I only care about how quickly it encodes myself as someone who keeps encoding videos daily would gladly give up some space for faster encoding process. :) Having to stick with old Adobe versions to even get multicore encoding and H264 support so doubt I'm the customer for this in particular but for 4K broadcasting for example could be nice.
 
So I was reading this article on the codec:
https://www.techspot.com/news/85889-new-h266-vvc-codec-shows-promise-4k-8k.html

And saw this piece of info:
Hardware decode support is well underway for AV1, while the first software decoder (and associated encoder) for VVC is expected this fall at the earliest. One thing we still don't know is how much compute power is required to encode videos using VVC, but neither HEVC not AV1 are particularly easy to use without powerful hardware. Preliminary tests show that VVC is anywhere between four to ten times more complex to encode when compared to HEVC.
 
So I was reading this article on the codec:
https://www.techspot.com/news/85889-new-h266-vvc-codec-shows-promise-4k-8k.html

And saw this piece of info:
Which means that we need support in hardware. What sucks is that AMD has more or less been absent (and they've been reluctant to put what tech they do have into APUs), Intel has a stack of tech that's been sitting on shelves waiting for a suitable fab, and Nvidia, the best bet for 'flexible' consumer hardware, is about to release their next generation of hardware.
 
I only care about how quickly it encodes myself as someone who keeps encoding videos daily would gladly give up some space for faster encoding process. :) Having to stick with old Adobe versions to even get multicore encoding and H264 support so doubt I'm the customer for this in particular but for 4K broadcasting for example could be nice.

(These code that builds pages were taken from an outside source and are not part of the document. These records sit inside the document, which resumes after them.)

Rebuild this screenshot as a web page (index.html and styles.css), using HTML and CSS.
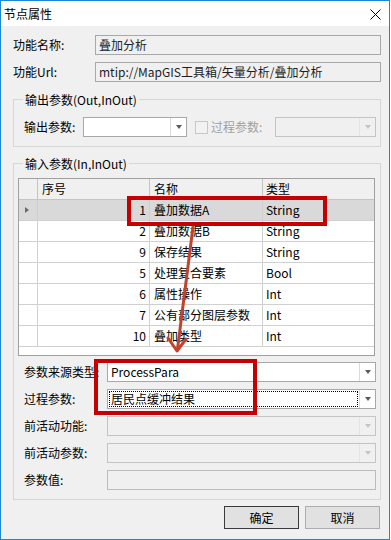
FILE: index.html
```html
<!DOCTYPE html>
<html lang="zh-CN">
<head>
<meta charset="utf-8">
<title>节点属性</title>
<link rel="stylesheet" href="styles.css">
</head>
<body>
<div class="window">
  <div class="titlebar">
    <span class="title">节点属性</span>
    <svg class="close" width="11" height="11" viewBox="0 0 11 11"><path d="M0.5 0.5 L10.5 10.5 M10.5 0.5 L0.5 10.5" stroke="#000" stroke-width="1" fill="none"/></svg>
  </div>
  <div class="content">
    <div class="info">
      <div class="lbl">功能名称:</div>
      <div class="textbox">叠加分析</div>
      <div class="lbl">功能Url:</div>
      <div class="textbox">mtip://MapGIS工具箱/矢量分析/叠加分析</div>
    </div>

    <div class="group g1">
      <div class="group-head"><span>输出参数(Out,InOut)</span></div>
      <div class="group-body">
        <div class="out-row">
          <div class="lbl out-lbl">输出参数:</div>
          <div class="combo small"><div class="val"></div><div class="dd"><i class="tri"></i></div></div>
          <div class="check"></div>
          <div class="lbl dis-lbl">过程参数:</div>
          <div class="combo small2 disabled"><div class="val"></div><div class="dd"><i class="tri"></i></div></div>
        </div>
      </div>
    </div>

    <div class="group g2">
      <div class="group-head"><span>输入参数(In,InOut)</span></div>
      <div class="group-body">
        <div class="grid">
          <div class="row head"><div></div><div class="c-l">序号</div><div class="c-l">名称</div><div class="c-l">类型</div></div>
          <div class="row sel"><div class="rh"><i class="cur"></i></div><div class="num">1</div><div class="c-l">叠加数据A</div><div class="c-l">String</div></div>
          <div class="row"><div class="rh"></div><div class="num">2</div><div class="c-l">叠加数据B</div><div class="c-l">String</div></div>
          <div class="row"><div class="rh"></div><div class="num">9</div><div class="c-l">保存结果</div><div class="c-l">String</div></div>
          <div class="row"><div class="rh"></div><div class="num">5</div><div class="c-l">处理复合要素</div><div class="c-l">Bool</div></div>
          <div class="row"><div class="rh"></div><div class="num">6</div><div class="c-l">属性操作</div><div class="c-l">Int</div></div>
          <div class="row"><div class="rh"></div><div class="num">7</div><div class="c-l">公有部分图层参数</div><div class="c-l">Int</div></div>
          <div class="row"><div class="rh"></div><div class="num">10</div><div class="c-l">叠加类型</div><div class="c-l">Int</div></div>
        </div>
        <div class="params">
          <div class="prow"><div class="lbl plbl">参数来源类型:</div><div class="combo"><div class="val">ProcessPara</div><div class="dd"><i class="tri"></i></div></div></div>
          <div class="prow"><div class="lbl plbl">过程参数:</div><div class="combo"><div class="val focus"><span>居民点缓冲结果</span></div><div class="dd"><i class="tri"></i></div></div></div>
          <div class="prow"><div class="lbl plbl">前活动功能:</div><div class="combo disabled"><div class="val"></div><div class="dd"><i class="tri"></i></div></div></div>
          <div class="prow"><div class="lbl plbl">前活动参数:</div><div class="combo disabled"><div class="val"></div><div class="dd"><i class="tri"></i></div></div></div>
          <div class="prow"><div class="lbl plbl">参数值:</div><div class="textbox dis-box"></div></div>
        </div>
      </div>
    </div>

    <div class="buttons">
      <div class="btn default">确定</div>
      <div class="btn">取消</div>
    </div>
  </div>

  <div class="mark mark1"></div>
  <div class="mark mark2"></div>
  <svg class="arrow" width="390" height="540" viewBox="0 0 390 540">
    <path d="M193 227 L177.5 349" stroke="#c0432f" stroke-width="3" fill="none" stroke-linecap="round"/>
    <path d="M168 338 L177 351 L186 339" stroke="#c0432f" stroke-width="3" fill="none" stroke-linecap="round" stroke-linejoin="round"/>
  </svg>
</div>
</body>
</html>
```

FILE: styles.css
```css
* { box-sizing: border-box; }
html, body { margin: 0; padding: 0; background: #fff; }
body {
  font-family: "Noto Sans CJK SC", "Microsoft YaHei", sans-serif;
  font-size: 12px;
  color: #000;
}
.window {
  position: relative;
  width: 390px;
  height: 540px;
  border: 1px solid #1c86d8;
  background: #f0f0f0;
}
.titlebar {
  height: 25px;
  background: #fff;
  display: flex;
  align-items: center;
  justify-content: space-between;
  padding: 0 8px 0 3px;
}
.title { line-height: 16px; }
.close { display: block; margin-top: 2px; }

.content { padding: 9px 8px 0 12px; }

.info {
  display: grid;
  grid-template-columns: 82px 1fr;
  grid-auto-rows: 20px;
  row-gap: 7px;
}
.lbl {
  display: flex;
  align-items: center;
  line-height: 16px;
  white-space: nowrap;
}
.textbox {
  border: 1px solid #a8a8a8;
  background: #f0f0f0;
  display: flex;
  align-items: center;
  padding-left: 3px;
  line-height: 16px;
  color: #1e1e1e;
  white-space: nowrap;
}

.group-head { display: flex; height: 16px; line-height: 16px; }
.group-head::before {
  content: "";
  width: 9px;
  height: 8px;
  align-self: flex-end;
  border-left: 1px solid #d6d6d6;
  border-top: 1px solid #d6d6d6;
}
.group-head::after {
  content: "";
  flex: 1;
  height: 8px;
  align-self: flex-end;
  border-right: 1px solid #d6d6d6;
  border-top: 1px solid #d6d6d6;
}
.group-head span { padding: 0 2px; }
.group-body { border: 1px solid #d6d6d6; border-top: none; }

.g1 { margin-top: 10px; }
.g1 .group-body { padding: 9px 0 9px 10px; }
.out-row { display: flex; align-items: center; height: 20px; }
.out-lbl { width: 59px; }
.combo {
  display: flex;
  height: 20px;
  border: 1px solid #a8a8a8;
  background: #fff;
  flex: 1;
}
.combo.small { flex: none; width: 104px; }
.combo.small2 { flex: none; width: 101px; }
.combo .val {
  flex: 1;
  display: flex;
  align-items: center;
  padding-left: 3px;
  line-height: 16px;
  white-space: nowrap;
}
.combo .dd {
  width: 16px;
  border-left: 1px solid #dadada;
  display: flex;
  align-items: center;
  justify-content: center;
}
.tri {
  display: block;
  width: 0;
  height: 0;
  border-left: 3.5px solid transparent;
  border-right: 3.5px solid transparent;
  border-top: 4px solid #5a5a5a;
  margin-left: 1px;
}
.combo.disabled { background: #f0f0f0; border-color: #c4c4c4; }
.combo.disabled .dd { border-left-color: #e4e4e4; }
.combo.disabled .tri { border-top-color: #c4c4c4; }
.check {
  width: 13px;
  height: 13px;
  margin-left: 8px;
  border: 1px solid #c8c8c8;
  background: #f2f2f2;
}
.dis-lbl { width: 64px; margin-left: 3px; color: #a0a0a0; }

.g2 { margin-top: 9px; }
.g2 .group-body { padding: 6px 4px 9px 4px; }
.grid {
  width: 357px;
  height: 178px;
  border: 1px solid #a0a0a0;
  background: #fff;
}
.row {
  display: grid;
  grid-template-columns: 19px 112px 113px 111px;
  height: 21px;
}
.row > div {
  border-right: 1px solid #d0d0d0;
  border-bottom: 1px solid #d0d0d0;
  display: flex;
  align-items: center;
  line-height: 16px;
  white-space: nowrap;
  overflow: hidden;
}
.row > div:last-child { border-right: none; }
.row.head > div { background: #f0f0f0; border-color: #c4c4c4; }
.row.sel > div { background: #d9d9d9; }
.c-l { padding-left: 4px; }
.head .c-l:last-child, .row .c-l:last-child { padding-left: 3px; }
.num { justify-content: flex-end; padding-right: 3px; }
.rh { justify-content: center; }
.cur {
  display: block;
  width: 0;
  height: 0;
  border-top: 3.5px solid transparent;
  border-bottom: 3.5px solid transparent;
  border-left: 4px solid #6a6a6a;
  margin-right: 3px;
}

.params {
  margin-top: 6px;
  padding-left: 6px;
  display: flex;
  flex-direction: column;
  gap: 7px;
}
.prow { display: flex; align-items: center; height: 20px; }
.plbl { width: 83px; }
.prow .textbox { flex: 1; height: 20px; }
.dis-box { border-color: #bcbcbc; }
.combo .val.focus { padding: 0; margin: 1px 1px 1px 1px; }
.focus span {
  flex: 1;
  align-self: stretch;
  display: flex;
  align-items: center;
  border: 1px dotted #000;
  padding-left: 1px;
}

.buttons {
  display: flex;
  justify-content: flex-end;
  gap: 6px;
  margin-top: 6px;
  padding-right: 1px;
}
.btn {
  width: 75px;
  height: 23px;
  border: 1px solid #adadad;
  background: #e1e1e1;
  display: flex;
  align-items: center;
  justify-content: center;
  line-height: 16px;
}
.btn.default { border-color: #3a3a3a; }

.mark {
  position: absolute;
  border: 4px solid #c40000;
  pointer-events: none;
}
.mark1 { left: 126px; top: 195px; width: 200px; height: 30px; }
.mark2 { left: 93px; top: 358px; width: 163px; height: 56px; }
.arrow {
  position: absolute;
  left: -1px;
  top: -1px;
  pointer-events: none;
}
```
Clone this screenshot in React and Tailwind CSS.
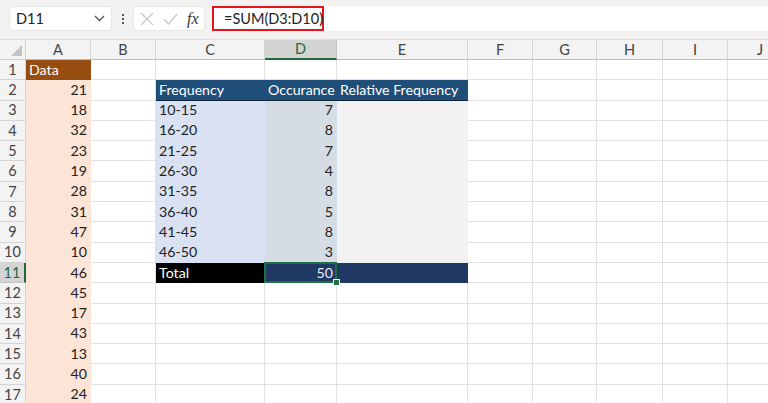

Just save it RAW or HUFFYUV then :p
 
Please for the love of all good things add avx 256 support to the standard. Please please. I want to leverage the full blown power of my 3960x

H265 supports avx 512 booo :-(
 
My main concern here is the royalty-related issues possibly impeding wide support, especially on devices the depend on specific hardware codecs support. Its nice to see progress and I'll be interested to watch the development of the "X266" open source version, but as the OP mentions there is also the comparison to AV1 to keep in mind regarding both performance and wide support.